A new disk must be brought Online and Initialized before it can be used. This process writes a disk signature to the disk so cluster can use it. Once the disk has been initialized, it can be placed Offline again. No partitioning is required as that will be accomplished inside the virtual machine

Difference between adding pass-through disk in 2008 & 2012 is -> In 2008, Disk should be initialized and make offline whereas in 2012 it should be online throughout  the process

References

 

 

 

Pass-through Disk addition Issue in Cluster – Disk Read only issue after adding pass-through Disk

Issue

  • Unable to add Pass-through Disk in failover console to make Virtual Machine’s(2 VM’s) High Available with Pass-Through Disk.
  • Multiple VM’s had pass-through disk’s and no issue with any other.
  • Issue occurred  after one of my team member  removed pass-through disk post VM shutdown
  • Able to add pass-through disk without adding in to HA

Initial Troubleshooting

  • One of my team member removed pass-through disk and shutdown as part of planned maintenance activity – Post VM start , Disk went into Read-Only mode in guest O.S.
  • Due to less time,  without VM shutdown  I  tried to remove pass-through disk from VM ->Disk changing to Read-Only Mode
  • As disk changing to read-only mode, assumed that disk need to keep in offline at Host level ->Therefore, I had only option to change Disk to Turn-on Maintenance mode in failover console
  • In Failover console-> Kept Disk into Maintenance Mode -> Added pass-through disk to VM  in Failover Console -> Worked fine, Disk is in normal mode in Guest O.S.

Keeping the Disk into maintenance will not impact any functionality.
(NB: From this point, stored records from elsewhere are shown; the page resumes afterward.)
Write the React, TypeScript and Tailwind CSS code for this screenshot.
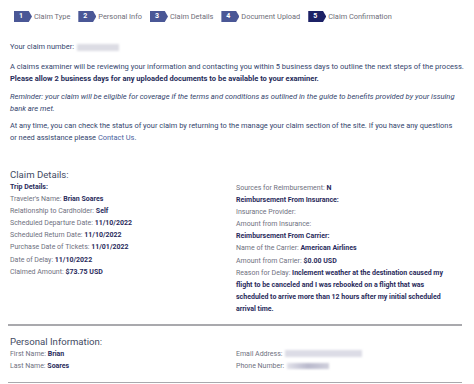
import React from "react";

const steps = [
  { n: "1", label: "Claim Type", active: false },
  { n: "2", label: "Personal Info", active: false },
  { n: "3", label: "Claim Details", active: false },
  { n: "4", label: "Document Upload", active: false },
  { n: "5", label: "Claim Confirmation", active: true },
];

function Row({ label, value }: { label: string; value?: string }) {
  return (
    <div>
      <span className="text-[#6f7180]">{label}</span>
      {value ? <span className="font-bold text-[#2a2b5c]"> {value}</span> : null}
    </div>
  );
}

function Heading({ children }: { children: React.ReactNode }) {
  return <div className="font-bold text-[#2a2b5c]">{children}</div>;
}

export default function App() {
  return (
    <div
      className="w-[474px] h-[384px] overflow-hidden bg-white"
      style={{ fontFamily: "Roboto, 'Liberation Sans', sans-serif" }}
    >
      {/* Steps */}
      <div className="flex items-center pt-[11px] pl-[14px] h-[22px] gap-[8px] text-[7.4px]">
        {steps.map((s) => (
          <div key={s.n} className="flex items-center gap-[2px]">
            <div
              className={`w-[18px] h-[11px] flex items-center pl-[5px] text-white font-bold text-[7px] [clip-path:polygon(0_0,82%_0,100%_50%,82%_100%,0_100%)] ${
                s.active ? "bg-[#1c2166]" : "bg-[#4a5796]"
              }`}
            >
              {s.n}
            </div>
            <span className="text-[#6e6e78]">{s.label}</span>
          </div>
        ))}
      </div>

      <div className="pl-[10px] pr-[10px] text-[7.45px] leading-[12px] text-[#34456e]">
        <div className="mt-[19px] flex items-center">
          <span>Your claim number:</span>
          <span className="ml-[3px] inline-block w-[42px] h-[7px] bg-[#dcdce4] blur-[1px]" />
        </div>

        <p className="mt-[8px] text-[7.55px]">
          A claims examiner will be reviewing your information and contacting you within 5 business days to outline the next steps of the process.
          <br />
          <span className="font-bold text-[#1f2c5a]">
            Please allow 2 business days for any uploaded documents to be available to your examiner.
          </span>
        </p>

        <p className="mt-[6px] italic text-[7.6px]">
          Reminder: your claim will be eligible for coverage if the terms and conditions as outlined in the guide to benefits provided by your issuing bank are met.
        </p>

        <p className="mt-[5px] pr-[4px]">
          At any time, you can check the status of your claim by returning to the manage your claim section of the site. If you have any questions or need assistance please <span className="text-[#4a63a0]">Contact Us</span>.
        </p>
      </div>

      <div className="ml-[8px] mr-[12px] mt-[25px]">
        <div className="pl-[2px] text-[9.6px] leading-[12px] text-[#434b63]">Claim Details:</div>
        <div className="pl-[2px] grid grid-cols-[226px_1fr] text-[7px] leading-[12.1px] mt-[0px]">
          <div>
            <Heading>Trip Details:</Heading>
            <Row label="Traveler's Name:" value="Brian Soares" />
            <Row label="Relationship to Cardholder:" value="Self" />
            <Row label="Scheduled Departure Date:" value="11/10/2022" />
            <Row label="Scheduled Return Date:" value="11/10/2022" />
            <Row label="Purchase Date of Tickets:" value="11/01/2022" />
            <Row label="Date of Delay:" value="11/10/2022" />
            <Row label="Claimed Amount:" value="$73.75 USD" />
          </div>
          <div className="pt-[1px] pr-[4px]">
            <Row label="Sources for Reimbursement:" value="N" />
            <Heading>Reimbursement From Insurance:</Heading>
            <Row label="Insurance Provider:" />
            <Row label="Amount from Insurance:" />
            <Heading>Reimbursement From Carrier:</Heading>
            <Row label="Name of the Carrier:" value="American Airlines" />
            <Row label="Amount from Carrier:" value="$0.00 USD" />
            <Row
              label="Reason for Delay:"
              value="Inclement weather at the destination caused my flight to be canceled and I was rebooked on a flight that was scheduled to arrive more than 12 hours after my initial scheduled arrival time."
            />
          </div>
        </div>
        <div className="mt-[9px] h-[1.5px] bg-[#a9a9ad]" />

        <div className="pl-[2px] mt-[10px] text-[9.6px] leading-[12px] text-[#434b63]">Personal Information:</div>
        <div className="pl-[2px] grid grid-cols-[226px_1fr] text-[7px] leading-[12.1px] mt-[0px]">
          <div>
            <Row label="First Name:" value="Brian" />
            <Row label="Last Name:" value="Soares" />
          </div>
          <div>
            <div className="flex items-center h-[12.1px]">
              <span className="text-[#6f7180]">Email Address:</span>
              <span className="ml-[3px] inline-block w-[77px] h-[7px] bg-[#dcdce6] blur-[1px]" />
            </div>
            <div className="flex items-center h-[12.1px]">
              <span className="text-[#6f7180]">Phone Number:</span>
              <span className="ml-[3px] inline-block w-[42px] h-[6px] bg-gradient-to-r from-[#e2e2ea] via-[#b9b9cc] to-[#d0d0dc] blur-[1px]" />
            </div>
          </div>
        </div>
        <div className="mt-[10px] h-[1.5px] bg-[#a9a9ad]" />
      </div>
    </div>
  );
}
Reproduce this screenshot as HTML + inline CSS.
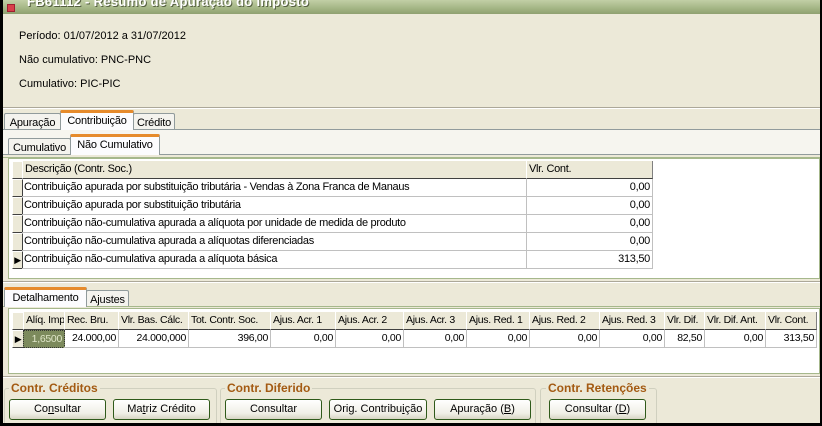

Enabling of this mode will just disables few Disk checks like File/Device System Check’s , Is Alive, Look Alive etc. which performed by cluster service

Maintenance mode will remain on until one of the following occurs:

  • You turn it off.
  • The node on which the resource is running restarts or loses communication with other nodes (which causes failover of all resources on that node).

I have taken downtime as I need to Turnoff Disk Maintenance and resolve issue permanently

Next Troubleshooting:

  • Removed VM & Disk  from High Availability and Re-added to Failover Console -> No Luck
  • Moved VM to different Host server’s and tested the same steps to isolate issue from Host level ->No Luck
  • Created Test VM and executed similar to isolate issue from VM level ->No Luck
  • Tested by assigning Cluster disk’s with different servers to isolate issue from Disk ownership -> No luck
  • Tried Pass-through Disk by keeping in Disk Maintenance mode ( Previous state) -> No Luck
  • Removed VM & Disk from HA and added only in Hyper-v Manager -> It is working without High Availability 

Next Observations:

  • Before adding to cluster , when making DISK online -> Disk automatically coming with drive letter by appearing in windows Explorer -> Drive letter appearing as pass-through disk is not new(fresh), it is already using in production with drive letter so directly mounting.
  • When adding Cluster Disk in Failover console (let’s say  in HOST1) -> Disk ownership changing to HOST2 after adding to cluster -> This is the main difference which we made with current and  other VM’s  
  • Received Error while adding Pass -through Disk to VM  in Failover Console -> Error “An error occurred while updating the virtual machine configuration settings, Error code:0x8007100c, Not Supported”

Involved Microsoft support to check this typical issue, below are root cause & solution for the subjected issue

  • The UI(Failover Console) was trying to check the permission due to which we received an error on the disk which we are presenting as pass through as they are presented from SAN.
  • When we add the disk as pass through to the VM it gets added with the MPIO path of the disk. Due to which when we add it from the failover cluster manager to the VM it fails to update that path on the VM configuration file as it needs certain permissions, which it cannot see as we cannot add permission on the path \\?\mpio#disk&ven_dgc&prod_raid_5&rev_0532#1&7f6ac24}

Error:

‘Virtual Machine “DBL’ failed to start.

‘DBL’ failed to start. (Virtual machine ID XXXXXXXXXX)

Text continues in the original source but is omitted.